AI could quickly screen thousands of antibiotics to tackle superbugs
Antibiotic resistance is a growing global health crisis that could cause 10 million deaths annually by 2050, according to the World Health Organisation. Scientists including James Collins, life sciences lead at the MIT Jameel Clinic, the epicentre of AI and health at the Massachusetts Institute of Technology, are now using AI and machine learning to drastically reduce the time and cost of identifying new antibiotics and thus widening the pipeline of drugs.
A recently published study by Jim and colleagues showed how AI-based algorithms can quickly screen thousands of potential compounds to find one that can effectively kill a drug-resistant strain of bacteria.
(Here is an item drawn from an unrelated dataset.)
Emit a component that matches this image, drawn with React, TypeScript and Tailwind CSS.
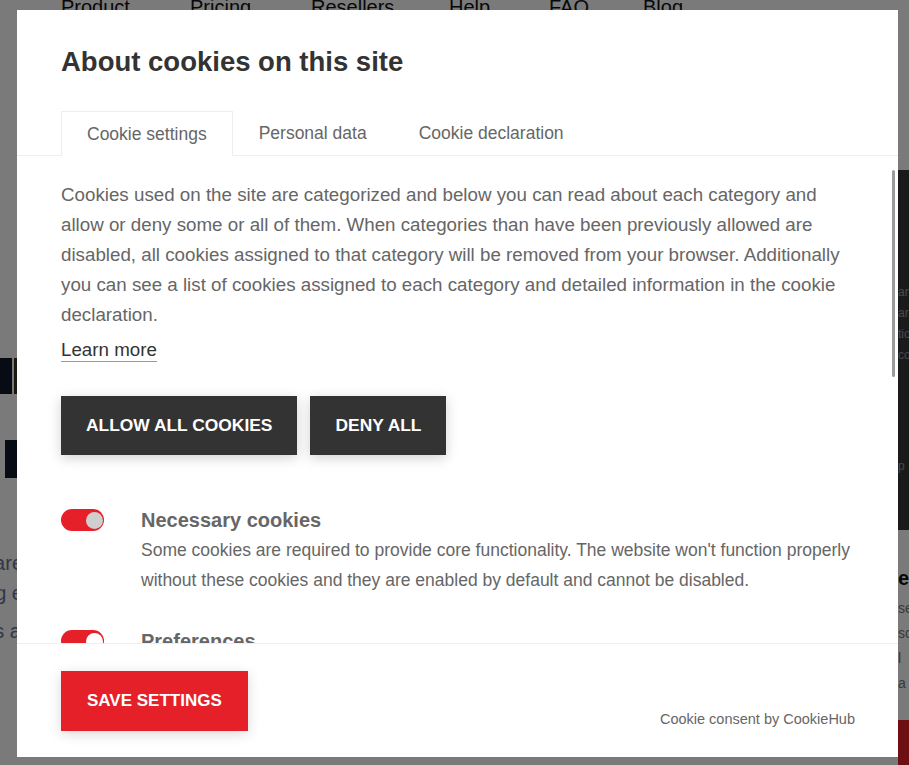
import React from "react";

const navItems = [
  { label: "Product", w: "w-[129px]" },
  { label: "Pricing", w: "w-[121px]" },
  { label: "Resellers", w: "w-[138px]" },
  { label: "Help", w: "w-[100px]" },
  { label: "FAQ", w: "w-[94px]" },
  { label: "Blog", w: "w-[80px]" },
];

function Backdrop() {
  return (
    <div className="flex h-[765px] w-[909px] flex-col bg-white">
      <nav className="-mt-[8px] flex h-[30px] pl-[61px] text-[20px] leading-[30px] text-[#111]">
        {navItems.map((item) => (
          <span key={item.label} className={item.w}>
            {item.label}
          </span>
        ))}
      </nav>
      <div className="flex flex-1">
        {/* left hero column, mostly hidden behind the dialog */}
        <div className="flex w-[17px] flex-col overflow-hidden">
          <div className="mt-[336px] flex h-[36px] gap-[2px]">
            <div className="w-[12px] bg-[#0f1a2b]" />
            <div className="w-[3px] bg-[#3a3220]" />
          </div>
          <div className="ml-[5px] mt-[46px] h-[38px] w-[12px] bg-[#0f1a2b]" />
          <div className="mt-[70px] whitespace-nowrap text-[20px] leading-[30px] text-[#6b7390]">
            <div className="-mr-[6px] flex justify-end">
              <span>are</span>
            </div>
            <div className="-mr-[6px] flex justify-end">
              <span>ng e</span>
            </div>
            <div className="mt-[8px] -mr-[4px] flex justify-end">
              <span>s a</span>
            </div>
          </div>
        </div>
        <div className="flex-1" />
        {/* right column */}
        <div className="flex w-[11px] flex-col overflow-hidden">
          <div className="mt-[148px] h-[360px] bg-[#383838] pt-[112px] text-[12px] leading-[21px] text-[#999]">
            <p>ar</p>
            <p>ar</p>
            <p>tio</p>
            <p>co</p>
            <p className="mt-[90px]">p</p>
          </div>
          <p className="mt-[36px] text-[20px] font-bold leading-[24px] text-[#111]">e</p>
          <div className="mt-[6px] text-[14px] leading-[25px] text-[#777]">
            <p>se</p>
            <p>sc</p>
            <p>l a</p>
          </div>
          <div className="mt-[24px] h-[60px] bg-[#e52029]" />
        </div>
      </div>
      <div className="flex h-[8px]">
        <div className="ml-[391px] w-[244px] bg-[#2c2c2c]" />
        <div className="ml-[38px] h-[3px] w-[190px] bg-[#e52029]" />
        <div className="ml-[27px] h-[3px] flex-1 bg-[#e52029]" />
      </div>
    </div>
  );
}

function Toggle({ knob }: { knob: string }) {
  return (
    <div className="mt-[4px] flex h-[22px] w-[43px] shrink-0 items-center justify-end rounded-full bg-[#e52029] pr-[1px]">
      <div className={`h-[17px] w-[17px] rounded-full ${knob}`} />
    </div>
  );
}

function Category({
  title,
  text,
  knob,
}: {
  title: string;
  text: string;
  knob: string;
}) {
  return (
    <div className="mb-[31px] flex">
      <div className="w-[80px] shrink-0">
        <Toggle knob={knob} />
      </div>
      <div>
        <h3 className="text-[20px] font-bold leading-[30px] text-[#666]">
          {title}
        </h3>
        <p className="text-[17.5px] leading-[30px] text-[#666]">{text}</p>
      </div>
    </div>
  );
}

const tabs = ["Cookie settings", "Personal data", "Cookie declaration"];

export default function App() {
  return (
    <div className="relative h-[765px] w-[909px] overflow-hidden font-['Liberation_Sans',Arial,sans-serif]">
      <Backdrop />
      <div className="absolute inset-0 bg-black/[0.52]" />

      <div className="absolute left-[17px] top-[10px] flex h-[747px] w-[881px] flex-col bg-white">
        <h2 className="px-[44px] pt-[36px] text-[27.5px] font-bold leading-[32px] text-[#333]">
          About cookies on this site
        </h2>

        <div className="mt-[33px] flex border-b border-[#eee] pl-[44px]">
          {tabs.map((t, i) => (
            <div
              key={t}
              className={
                i === 0
                  ? "-mb-px flex h-[45px] items-center border border-b-0 border-[#eee] bg-white px-[25px] text-[17.5px] text-[#666]"
                  : "flex h-[44px] items-center px-[26px] text-[17.5px] text-[#666]"
              }
            >
              {t}
            </div>
          ))}
        </div>

        <div className="relative flex-1 overflow-hidden">
          <div className="pl-[44px] pr-[44px] pt-[24px]">
            <p className="text-[18.75px] leading-[30px] text-[#666]">
              Cookies used on the site are categorized and below you can read
              about each category and allow or deny some or all of them. When
              categories than have been previously allowed are disabled, all
              cookies assigned to that category will be removed from your
              browser. Additionally you can see a list of cookies assigned to
              each category and detailed information in the cookie
              declaration.
            </p>
            <div className="mt-[5px] leading-[30px]">
              <a
                href="#"
                className="border-b border-[#999] pb-[1px] text-[18.75px] text-[#333]"
              >
                Learn more
              </a>
            </div>

            <div className="mt-[30px] flex gap-[13px]">
              <button className="h-[59px] bg-[#333] px-[25px] text-[17.4px] font-bold text-white shadow-[0_3px_12px_rgba(0,0,0,0.18)]">
                ALLOW ALL COOKIES
              </button>
              <button className="h-[59px] bg-[#333] px-[25px] text-[17.4px] font-bold text-white shadow-[0_3px_12px_rgba(0,0,0,0.18)]">
                DENY ALL
              </button>
            </div>

            <div className="mt-[50px]">
              <Category
                title="Necessary cookies"
                text="Some cookies are required to provide core functionality. The website won't function properly without these cookies and they are enabled by default and cannot be disabled."
                knob="bg-[#cfcfcf]"
              />
              <Category
                title="Preferences"
                text="Preference cookies enables the web site to remember information to customize how the web site looks or behaves for each user."
                knob="bg-white"
              />
            </div>
          </div>
          <div className="absolute right-[3px] top-[14px] h-[207px] w-[3px] rounded-full bg-[#9a9a9a]" />
        </div>

        <div className="flex h-[114px] justify-between border-t border-[#eee] pl-[44px] pr-[43px] pt-[27px]">
          <div>
            <button className="h-[60px] bg-[#e52029] px-[26px] text-[17px] font-bold text-white shadow-[0_3px_12px_rgba(0,0,0,0.15)]">
              SAVE SETTINGS
            </button>
          </div>
          <p className="mt-[38px] text-[14.5px] leading-[20px] text-[#666]">
            Cookie consent by CookieHub
          </p>
        </div>
      </div>
    </div>
  );
}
For example, in May, he and researchers at MIT and McMaster University published a study on their use of an AI algorithm to identify an antibiotic that can kill a particularly resistant type of bacterium. The antibiotic, Abaucin, is named after the pathogen Acinetobacter baumannii, which can lead to serious infections, including meningitis and pneumonia, and is often found in hospital settings.
The discovery could profoundly impact how the drug-essay process is carried out in the future. In addition, United States legislators have proposed the PASTEUR Act which, if passed, would create an incentive program and government investment of USD 6 billion for the development of new antimicrobial drugs. AI may prove to be a powerful tool in helping us to solve the challenge of antibiotic resistance and other pressing global issues.